5 Great Books You May Have Missed in February
From a Storytelling in Seoul to a Deadly Tornado in Mississippi
Jasmine Darznik, Song of a Captive Bird
(Ballantine Books)
She had me at “The Sylvia Plath of Tehran.” Jasmine Darznik’s fiction debut, Song of a Captive Bird, tells the story of Forugh Farrahkzad, an artist and contemporary of Plath’s who defied her traditional upbringing to forge a path for her poetry and her feminism in 20th-century Iran. “Because I was a woman, they wanted to silence the screams on my lips and stifle the breath in my lungs. But I couldn’t stay quiet . . .” Important caveat: This is a historical novel, not entirely factual; any reader looking for a stick-to-the-truth account of Farrahkzad’s life should go elsewhere. Darznik, whose memoir The Good Daughter detailed her own struggle against her conservative Iranian patriarchy, uses Farrahkzad’s story as a frame for considerations about womanhood and creativity.
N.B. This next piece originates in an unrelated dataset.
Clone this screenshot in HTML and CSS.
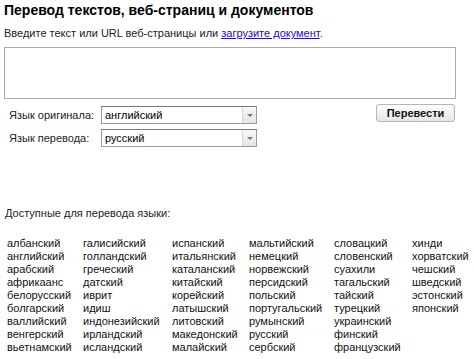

Minrose Gwin, Promise: A Novel
(William Morrow)
Promise: A Novel by Minrose Gwin examines what might have happened during a devastating historical disaster: The Palm Sunday Tornado of 1936 in Mississippi that killed at least one-third of the population of Tupelo, a small cotton-mill town. It’s still listed as the fourth most-deadly tornado in US history, and it might be even worse, except that many of the casualties were unlisted: African-Americans who were not on the “official” town rolls. Gwin shows Dovey, an African-American laundress, gathering her family—husband, grandchild, and great-grand—and finding temporary shelter with a devastated white teenager, Jo. Gwin writes plainly but compassionately about how humans move through and onward after devastating loss, especially the kind that Dovey has known her entire life. This novel deserves a wide readership.
Brandon Hobson, Where The Dead Sit Talking
(Soho Press)
If you’re looking for new Native American voices in fiction you’ll find Brandon Hobson’s novel Where The Dead Sit Talking intriguing (Elissa Washuta has many more suggestions, here). From Soho Press, the book is set in late 1980s Oklahoma and follows two Native teenagers, Sequoyah and Rosemary, as they negotiate paths separately and perhaps together through foster care. Hobson, who won a 2016 Pushcart, is a member of the Cherokee Nation Tribe of Oklahoma, and has written here a dark and arresting tale: Sequoyah cannot cope with the secrets he keeps, but even worse, Hobson shows, with the dreams he dreams. “Something inside me ached, like being held underwater and straining for breath,” Sequoyah says. It seems no one wants to know what’s inside these young people, and that leads to the tragedy we know has happened from the very first page.
J.M.G. Le Clézio, Bitna: Under the Sky of Seoul
(Seoul Select)
Bitna: Under the Sky of Seoul will not surprise any close followers of French author and 2008 Nobel laureate J.M.G. Le Clézio’s work; he’s been so interested in Korea for so long that he has learned Korean, and has written here a kind of Scheherezade of Seoul. When 19-year-old Bitna, just arrived from the provinces to attend university, gets a job telling a woman named Salome stories, she finds her voice through those around her: a pigeon-keeper, a young woman afraid of a stalker, a famed singer in free fall, and others. Le Clézio weaves these characters into each other’s lives and takes the reader on a physical journey from manmade landmark to natural destinations. “The most impressive thing about Seoul is that because it has so many people and a variety of elements, it’s always transforming. When you come back to a certain place six months later, some things have disappeared and new things have constantly been created,” says the author.
Ross McMeekin, The Hummingbirds: A Novel
(Skyhorse Publishing)
The Hummingbirds: A Novel by Ross McMeekin is the book I’d recommend for anyone with a soft spot for a well written psychological thriller. Necessary Fiction calls it “existential contemporary noir with West Coast gothic vibes,” and that’s accurate. Groundskeeper Ezra falls into a weird relationship with his celebrity clients, a would-be star and her producer husband. There’s the Middle East, a cult, adultery surveillance, loads of money, more glitz—and Los Angeles itself, with its lush scenery and greenery.